**Task goal**
Omit all pictures, then retype the data exactly as given.
============
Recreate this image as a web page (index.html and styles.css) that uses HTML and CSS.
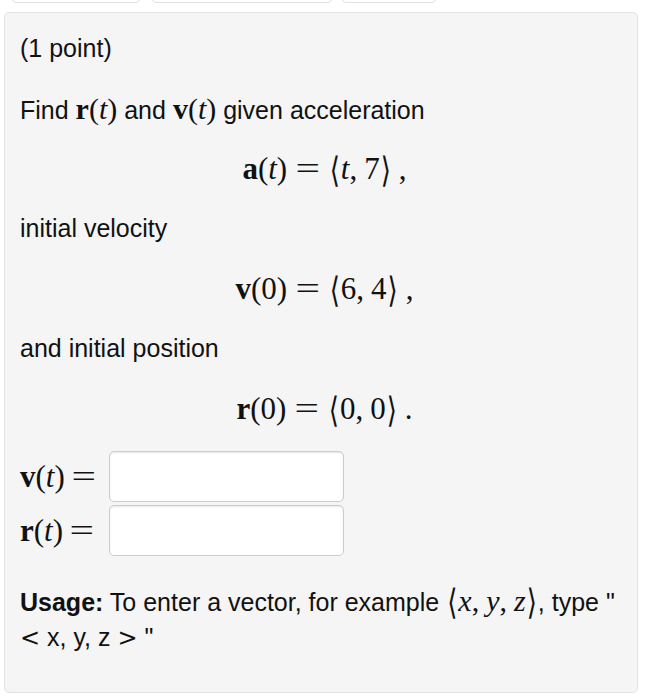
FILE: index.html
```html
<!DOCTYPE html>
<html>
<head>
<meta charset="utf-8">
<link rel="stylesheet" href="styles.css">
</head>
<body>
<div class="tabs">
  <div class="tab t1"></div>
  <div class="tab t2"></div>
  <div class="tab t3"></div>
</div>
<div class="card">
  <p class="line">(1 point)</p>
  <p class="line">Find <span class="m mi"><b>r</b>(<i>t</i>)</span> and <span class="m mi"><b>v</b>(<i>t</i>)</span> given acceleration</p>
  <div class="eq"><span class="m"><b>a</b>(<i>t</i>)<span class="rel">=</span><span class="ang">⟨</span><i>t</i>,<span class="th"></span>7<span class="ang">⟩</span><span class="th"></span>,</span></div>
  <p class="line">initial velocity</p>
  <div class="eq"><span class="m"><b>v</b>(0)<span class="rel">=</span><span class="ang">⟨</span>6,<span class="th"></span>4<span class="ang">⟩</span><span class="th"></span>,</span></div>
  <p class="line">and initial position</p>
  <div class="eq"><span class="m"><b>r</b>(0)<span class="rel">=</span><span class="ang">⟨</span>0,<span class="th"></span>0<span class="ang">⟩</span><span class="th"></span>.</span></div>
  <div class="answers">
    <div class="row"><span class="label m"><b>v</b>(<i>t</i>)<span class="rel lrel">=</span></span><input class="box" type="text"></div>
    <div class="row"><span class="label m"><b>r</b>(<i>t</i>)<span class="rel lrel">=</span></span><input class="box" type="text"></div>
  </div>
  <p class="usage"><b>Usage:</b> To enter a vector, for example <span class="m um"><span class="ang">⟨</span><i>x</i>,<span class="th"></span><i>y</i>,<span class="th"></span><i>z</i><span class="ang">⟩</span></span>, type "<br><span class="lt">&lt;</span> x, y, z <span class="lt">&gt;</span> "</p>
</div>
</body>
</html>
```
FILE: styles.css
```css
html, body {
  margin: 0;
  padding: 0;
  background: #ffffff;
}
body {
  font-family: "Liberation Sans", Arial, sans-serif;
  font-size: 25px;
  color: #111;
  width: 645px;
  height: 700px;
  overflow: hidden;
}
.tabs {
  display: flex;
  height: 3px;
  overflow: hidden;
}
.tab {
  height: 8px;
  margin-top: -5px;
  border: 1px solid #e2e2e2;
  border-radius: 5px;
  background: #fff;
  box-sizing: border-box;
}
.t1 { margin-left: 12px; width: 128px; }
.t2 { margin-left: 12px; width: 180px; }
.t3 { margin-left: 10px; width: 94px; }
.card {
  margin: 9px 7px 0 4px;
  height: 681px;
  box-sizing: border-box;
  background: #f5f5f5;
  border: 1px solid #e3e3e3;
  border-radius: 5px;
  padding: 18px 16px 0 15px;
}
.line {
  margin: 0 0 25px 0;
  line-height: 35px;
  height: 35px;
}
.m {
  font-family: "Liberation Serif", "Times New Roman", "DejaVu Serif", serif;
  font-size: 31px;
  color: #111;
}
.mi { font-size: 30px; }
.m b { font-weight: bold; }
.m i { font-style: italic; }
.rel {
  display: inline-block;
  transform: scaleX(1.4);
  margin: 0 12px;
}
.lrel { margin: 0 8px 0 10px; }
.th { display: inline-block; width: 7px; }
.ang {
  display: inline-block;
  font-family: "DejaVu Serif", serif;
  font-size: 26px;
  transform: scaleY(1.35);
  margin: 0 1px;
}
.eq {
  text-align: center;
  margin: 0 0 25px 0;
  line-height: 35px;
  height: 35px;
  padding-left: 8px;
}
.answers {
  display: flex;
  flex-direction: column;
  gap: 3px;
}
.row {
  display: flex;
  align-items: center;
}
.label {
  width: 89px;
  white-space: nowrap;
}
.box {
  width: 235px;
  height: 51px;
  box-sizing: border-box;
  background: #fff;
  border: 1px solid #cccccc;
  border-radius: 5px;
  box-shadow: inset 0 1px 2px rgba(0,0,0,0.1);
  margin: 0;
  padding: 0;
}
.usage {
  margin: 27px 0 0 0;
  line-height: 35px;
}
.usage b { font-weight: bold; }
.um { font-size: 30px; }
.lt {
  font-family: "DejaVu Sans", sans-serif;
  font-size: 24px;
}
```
============
**Response**
Recreate this image as a web page (index.html and styles.css) that uses HTML and CSS.
FILE: index.html
```html
<!DOCTYPE html>
<html>
<head>
<meta charset="utf-8">
<link rel="stylesheet" href="styles.css">
</head>
<body>
<div class="tabs">
  <div class="tab t1"></div>
  <div class="tab t2"></div>
  <div class="tab t3"></div>
</div>
<div class="card">
  <p class="line">(1 point)</p>
  <p class="line">Find <span class="m mi"><b>r</b>(<i>t</i>)</span> and <span class="m mi"><b>v</b>(<i>t</i>)</span> given acceleration</p>
  <div class="eq"><span class="m"><b>a</b>(<i>t</i>)<span class="rel">=</span><span class="ang">⟨</span><i>t</i>,<span class="th"></span>7<span class="ang">⟩</span><span class="th"></span>,</span></div>
  <p class="line">initial velocity</p>
  <div class="eq"><span class="m"><b>v</b>(0)<span class="rel">=</span><span class="ang">⟨</span>6,<span class="th"></span>4<span class="ang">⟩</span><span class="th"></span>,</span></div>
  <p class="line">and initial position</p>
  <div class="eq"><span class="m"><b>r</b>(0)<span class="rel">=</span><span class="ang">⟨</span>0,<span class="th"></span>0<span class="ang">⟩</span><span class="th"></span>.</span></div>
  <div class="answers">
    <div class="row"><span class="label m"><b>v</b>(<i>t</i>)<span class="rel lrel">=</span></span><input class="box" type="text"></div>
    <div class="row"><span class="label m"><b>r</b>(<i>t</i>)<span class="rel lrel">=</span></span><input class="box" type="text"></div>
  </div>
  <p class="usage"><b>Usage:</b> To enter a vector, for example <span class="m um"><span class="ang">⟨</span><i>x</i>,<span class="th"></span><i>y</i>,<span class="th"></span><i>z</i><span class="ang">⟩</span></span>, type "<br><span class="lt">&lt;</span> x, y, z <span class="lt">&gt;</span> "</p>
</div>
</body>
</html>
```
FILE: styles.css
```css
html, body {
  margin: 0;
  padding: 0;
  background: #ffffff;
}
body {
  font-family: "Liberation Sans", Arial, sans-serif;
  font-size: 25px;
  color: #111;
  width: 645px;
  height: 700px;
  overflow: hidden;
}
.tabs {
  display: flex;
  height: 3px;
  overflow: hidden;
}
.tab {
  height: 8px;
  margin-top: -5px;
  border: 1px solid #e2e2e2;
  border-radius: 5px;
  background: #fff;
  box-sizing: border-box;
}
.t1 { margin-left: 12px; width: 128px; }
.t2 { margin-left: 12px; width: 180px; }
.t3 { margin-left: 10px; width: 94px; }
.card {
  margin: 9px 7px 0 4px;
  height: 681px;
  box-sizing: border-box;
  background: #f5f5f5;
  border: 1px solid #e3e3e3;
  border-radius: 5px;
  padding: 18px 16px 0 15px;
}
.line {
  margin: 0 0 25px 0;
  line-height: 35px;
  height: 35px;
}
.m {
  font-family: "Liberation Serif", "Times New Roman", "DejaVu Serif", serif;
  font-size: 31px;
  color: #111;
}
.mi { font-size: 30px; }
.m b { font-weight: bold; }
.m i { font-style: italic; }
.rel {
  display: inline-block;
  transform: scaleX(1.4);
  margin: 0 12px;
}
.lrel { margin: 0 8px 0 10px; }
.th { display: inline-block; width: 7px; }
.ang {
  display: inline-block;
  font-family: "DejaVu Serif", serif;
  font-size: 26px;
  transform: scaleY(1.35);
  margin: 0 1px;
}
.eq {
  text-align: center;
  margin: 0 0 25px 0;
  line-height: 35px;
  height: 35px;
  padding-left: 8px;
}
.answers {
  display: flex;
  flex-direction: column;
  gap: 3px;
}
.row {
  display: flex;
  align-items: center;
}
.label {
  width: 89px;
  white-space: nowrap;
}
.box {
  width: 235px;
  height: 51px;
  box-sizing: border-box;
  background: #fff;
  border: 1px solid #cccccc;
  border-radius: 5px;
  box-shadow: inset 0 1px 2px rgba(0,0,0,0.1);
  margin: 0;
  padding: 0;
}
.usage {
  margin: 27px 0 0 0;
  line-height: 35px;
}
.usage b { font-weight: bold; }
.um { font-size: 30px; }
.lt {
  font-family: "DejaVu Sans", sans-serif;
  font-size: 24px;
}
```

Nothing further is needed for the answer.